··· Raw records
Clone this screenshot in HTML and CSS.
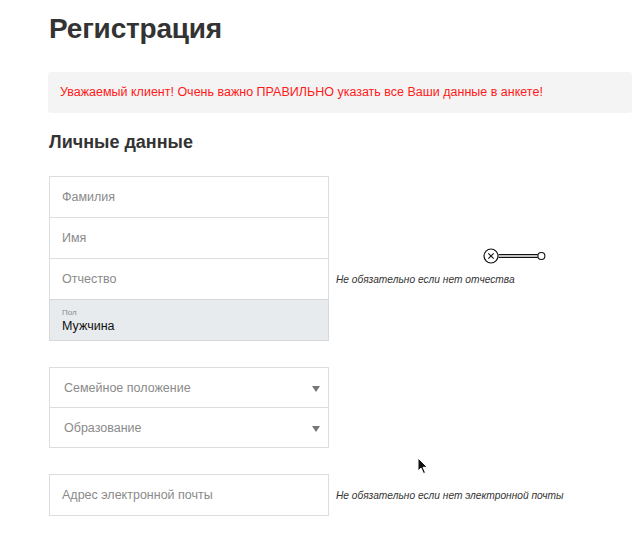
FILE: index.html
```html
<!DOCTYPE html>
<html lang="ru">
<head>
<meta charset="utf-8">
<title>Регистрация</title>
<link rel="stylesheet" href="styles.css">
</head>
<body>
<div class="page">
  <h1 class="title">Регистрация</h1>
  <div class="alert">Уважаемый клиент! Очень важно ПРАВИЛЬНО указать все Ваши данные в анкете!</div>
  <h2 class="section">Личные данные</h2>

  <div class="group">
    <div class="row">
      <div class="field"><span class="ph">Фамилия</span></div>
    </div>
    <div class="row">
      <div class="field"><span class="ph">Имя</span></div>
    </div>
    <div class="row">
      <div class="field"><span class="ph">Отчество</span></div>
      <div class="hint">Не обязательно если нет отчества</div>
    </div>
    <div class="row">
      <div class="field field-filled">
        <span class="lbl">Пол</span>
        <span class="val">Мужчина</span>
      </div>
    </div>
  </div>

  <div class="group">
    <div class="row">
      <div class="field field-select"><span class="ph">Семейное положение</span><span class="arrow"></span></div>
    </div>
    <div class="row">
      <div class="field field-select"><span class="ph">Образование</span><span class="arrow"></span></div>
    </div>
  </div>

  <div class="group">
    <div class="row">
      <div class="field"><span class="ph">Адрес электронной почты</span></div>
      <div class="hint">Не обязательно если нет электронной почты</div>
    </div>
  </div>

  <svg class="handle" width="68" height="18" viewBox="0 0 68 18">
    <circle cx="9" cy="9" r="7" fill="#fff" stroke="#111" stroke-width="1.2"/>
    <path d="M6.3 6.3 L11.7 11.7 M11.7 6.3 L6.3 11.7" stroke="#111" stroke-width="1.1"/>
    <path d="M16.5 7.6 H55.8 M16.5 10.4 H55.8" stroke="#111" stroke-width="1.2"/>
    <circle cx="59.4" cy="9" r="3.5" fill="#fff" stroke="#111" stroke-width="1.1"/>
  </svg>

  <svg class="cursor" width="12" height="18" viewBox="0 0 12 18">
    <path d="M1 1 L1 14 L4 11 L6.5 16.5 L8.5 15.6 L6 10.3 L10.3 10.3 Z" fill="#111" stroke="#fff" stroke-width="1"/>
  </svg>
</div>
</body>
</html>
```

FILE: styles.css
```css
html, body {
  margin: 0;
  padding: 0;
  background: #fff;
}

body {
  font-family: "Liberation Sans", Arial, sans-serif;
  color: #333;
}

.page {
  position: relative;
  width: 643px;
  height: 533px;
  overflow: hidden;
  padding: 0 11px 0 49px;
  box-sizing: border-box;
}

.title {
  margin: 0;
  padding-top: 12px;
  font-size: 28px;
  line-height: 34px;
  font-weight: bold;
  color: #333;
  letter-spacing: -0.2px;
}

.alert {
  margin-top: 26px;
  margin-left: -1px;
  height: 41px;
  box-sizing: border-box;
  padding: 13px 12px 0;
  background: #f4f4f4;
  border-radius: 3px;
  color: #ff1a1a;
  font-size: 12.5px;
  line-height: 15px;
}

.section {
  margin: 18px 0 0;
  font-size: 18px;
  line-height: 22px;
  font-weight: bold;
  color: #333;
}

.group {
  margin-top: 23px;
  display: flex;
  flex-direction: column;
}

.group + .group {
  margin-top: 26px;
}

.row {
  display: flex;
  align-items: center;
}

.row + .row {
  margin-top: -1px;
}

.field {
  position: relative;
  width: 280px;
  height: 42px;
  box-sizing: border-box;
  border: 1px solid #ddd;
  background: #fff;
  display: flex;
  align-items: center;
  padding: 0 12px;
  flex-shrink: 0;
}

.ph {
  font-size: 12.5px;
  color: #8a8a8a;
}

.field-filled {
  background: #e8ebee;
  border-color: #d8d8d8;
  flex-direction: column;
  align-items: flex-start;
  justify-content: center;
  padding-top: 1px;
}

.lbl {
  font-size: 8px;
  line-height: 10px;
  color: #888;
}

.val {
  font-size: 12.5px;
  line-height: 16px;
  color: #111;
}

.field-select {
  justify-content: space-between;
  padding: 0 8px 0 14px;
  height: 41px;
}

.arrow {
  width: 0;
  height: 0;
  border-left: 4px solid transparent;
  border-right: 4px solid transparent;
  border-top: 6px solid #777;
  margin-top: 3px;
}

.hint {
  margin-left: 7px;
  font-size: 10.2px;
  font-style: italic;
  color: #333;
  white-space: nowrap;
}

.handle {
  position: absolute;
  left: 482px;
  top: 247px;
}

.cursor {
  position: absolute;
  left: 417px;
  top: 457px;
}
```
······
··· Raw records
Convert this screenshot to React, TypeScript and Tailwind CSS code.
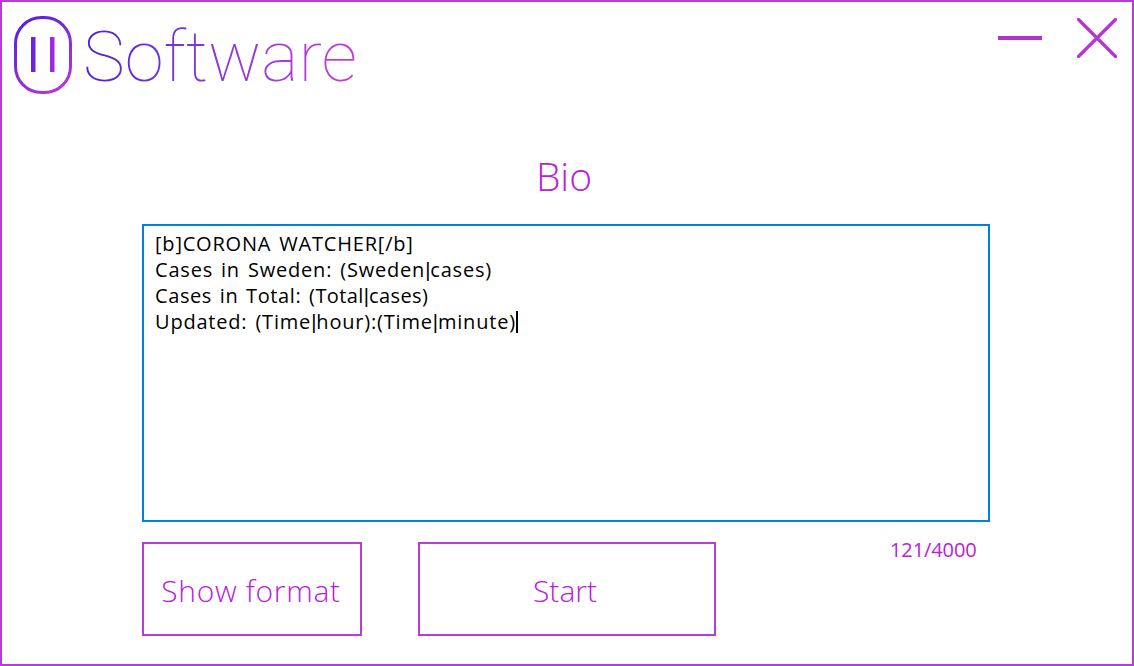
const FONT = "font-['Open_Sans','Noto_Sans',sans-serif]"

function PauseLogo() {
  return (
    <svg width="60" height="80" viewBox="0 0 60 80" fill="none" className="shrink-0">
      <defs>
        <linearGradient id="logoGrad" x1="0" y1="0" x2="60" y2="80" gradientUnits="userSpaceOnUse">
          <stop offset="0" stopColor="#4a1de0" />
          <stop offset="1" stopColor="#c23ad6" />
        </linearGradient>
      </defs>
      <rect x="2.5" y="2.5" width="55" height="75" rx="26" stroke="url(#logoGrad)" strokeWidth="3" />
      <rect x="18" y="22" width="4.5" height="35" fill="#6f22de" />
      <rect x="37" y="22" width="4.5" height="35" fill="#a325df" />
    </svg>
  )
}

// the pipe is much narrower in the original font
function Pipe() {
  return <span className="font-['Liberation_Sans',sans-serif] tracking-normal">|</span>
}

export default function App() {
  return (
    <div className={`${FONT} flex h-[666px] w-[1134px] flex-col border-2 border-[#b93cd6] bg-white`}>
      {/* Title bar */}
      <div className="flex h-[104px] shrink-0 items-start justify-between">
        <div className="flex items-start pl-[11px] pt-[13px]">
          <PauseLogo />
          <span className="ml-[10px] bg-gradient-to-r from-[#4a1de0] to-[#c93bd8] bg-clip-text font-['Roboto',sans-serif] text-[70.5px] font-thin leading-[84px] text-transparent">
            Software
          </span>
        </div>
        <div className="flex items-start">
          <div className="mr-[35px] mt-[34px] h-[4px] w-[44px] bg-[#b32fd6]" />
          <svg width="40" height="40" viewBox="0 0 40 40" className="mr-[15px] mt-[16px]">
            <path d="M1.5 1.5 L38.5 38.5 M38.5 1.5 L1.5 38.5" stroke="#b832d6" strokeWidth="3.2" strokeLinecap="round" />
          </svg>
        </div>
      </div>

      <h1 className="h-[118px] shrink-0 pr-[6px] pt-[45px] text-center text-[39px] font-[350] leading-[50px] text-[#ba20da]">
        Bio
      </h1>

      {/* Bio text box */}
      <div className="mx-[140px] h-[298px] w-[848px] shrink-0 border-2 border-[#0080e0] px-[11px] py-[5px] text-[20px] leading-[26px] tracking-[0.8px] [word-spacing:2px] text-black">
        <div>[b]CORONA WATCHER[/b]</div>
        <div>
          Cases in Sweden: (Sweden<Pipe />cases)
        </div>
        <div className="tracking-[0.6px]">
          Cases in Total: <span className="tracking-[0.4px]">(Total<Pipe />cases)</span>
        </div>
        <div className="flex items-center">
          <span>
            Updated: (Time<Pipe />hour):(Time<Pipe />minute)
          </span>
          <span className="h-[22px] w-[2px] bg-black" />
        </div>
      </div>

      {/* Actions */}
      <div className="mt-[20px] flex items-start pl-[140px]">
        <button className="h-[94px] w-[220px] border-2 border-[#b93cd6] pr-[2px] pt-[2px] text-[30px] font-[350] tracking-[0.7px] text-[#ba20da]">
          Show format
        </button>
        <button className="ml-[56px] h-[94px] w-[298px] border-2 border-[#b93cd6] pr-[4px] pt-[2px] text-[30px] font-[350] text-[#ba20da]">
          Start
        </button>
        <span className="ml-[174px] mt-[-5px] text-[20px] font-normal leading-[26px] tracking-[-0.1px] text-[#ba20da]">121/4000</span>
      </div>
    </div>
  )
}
······
··· Raw records
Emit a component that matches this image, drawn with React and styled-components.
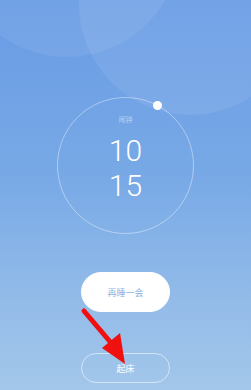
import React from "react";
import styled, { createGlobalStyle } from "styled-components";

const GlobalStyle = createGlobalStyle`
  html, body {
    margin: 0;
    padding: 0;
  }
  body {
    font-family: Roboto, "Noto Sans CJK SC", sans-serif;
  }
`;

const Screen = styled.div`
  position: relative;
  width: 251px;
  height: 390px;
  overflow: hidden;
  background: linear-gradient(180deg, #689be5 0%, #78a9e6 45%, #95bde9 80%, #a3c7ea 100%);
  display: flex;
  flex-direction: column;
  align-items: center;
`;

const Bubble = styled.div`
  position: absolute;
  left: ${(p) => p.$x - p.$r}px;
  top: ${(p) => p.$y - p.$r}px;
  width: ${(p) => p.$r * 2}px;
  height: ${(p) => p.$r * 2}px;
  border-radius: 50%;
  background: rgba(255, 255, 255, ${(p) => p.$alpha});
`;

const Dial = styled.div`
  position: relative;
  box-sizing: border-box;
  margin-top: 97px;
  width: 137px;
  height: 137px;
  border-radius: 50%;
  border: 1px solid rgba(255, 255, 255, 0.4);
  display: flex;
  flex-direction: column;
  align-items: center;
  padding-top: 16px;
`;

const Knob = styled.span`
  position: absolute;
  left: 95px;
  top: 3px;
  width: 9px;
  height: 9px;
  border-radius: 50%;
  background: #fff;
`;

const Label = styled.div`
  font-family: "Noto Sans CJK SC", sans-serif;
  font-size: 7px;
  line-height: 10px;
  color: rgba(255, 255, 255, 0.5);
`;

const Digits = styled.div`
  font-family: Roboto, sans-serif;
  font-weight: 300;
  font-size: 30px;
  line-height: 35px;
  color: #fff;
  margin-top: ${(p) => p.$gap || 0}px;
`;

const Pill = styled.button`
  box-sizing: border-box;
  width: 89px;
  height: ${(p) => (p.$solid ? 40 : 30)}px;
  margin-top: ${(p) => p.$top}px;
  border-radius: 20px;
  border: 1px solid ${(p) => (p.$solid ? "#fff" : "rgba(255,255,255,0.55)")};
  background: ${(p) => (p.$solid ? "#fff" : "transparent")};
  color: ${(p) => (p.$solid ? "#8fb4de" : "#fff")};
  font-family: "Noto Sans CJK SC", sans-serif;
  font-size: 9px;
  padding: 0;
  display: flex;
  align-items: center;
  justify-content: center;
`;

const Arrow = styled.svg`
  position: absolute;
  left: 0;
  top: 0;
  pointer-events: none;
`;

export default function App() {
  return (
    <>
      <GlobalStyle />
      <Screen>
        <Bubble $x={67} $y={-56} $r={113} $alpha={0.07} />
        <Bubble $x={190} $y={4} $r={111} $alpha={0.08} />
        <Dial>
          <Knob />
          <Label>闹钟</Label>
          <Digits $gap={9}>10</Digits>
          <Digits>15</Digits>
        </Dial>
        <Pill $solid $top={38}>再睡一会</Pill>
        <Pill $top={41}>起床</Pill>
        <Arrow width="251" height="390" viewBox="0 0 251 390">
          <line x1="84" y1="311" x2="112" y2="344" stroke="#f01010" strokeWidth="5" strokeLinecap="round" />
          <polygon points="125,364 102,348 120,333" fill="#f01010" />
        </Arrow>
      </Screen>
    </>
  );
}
······
▸ **Task details**
Read the entries above, then pull out the lines that include "React".

▸ **Exercise output**
Convert this screenshot to React, TypeScript and Tailwind CSS code.
Emit a component that matches this image, drawn with React and styled-components.
import React from "react";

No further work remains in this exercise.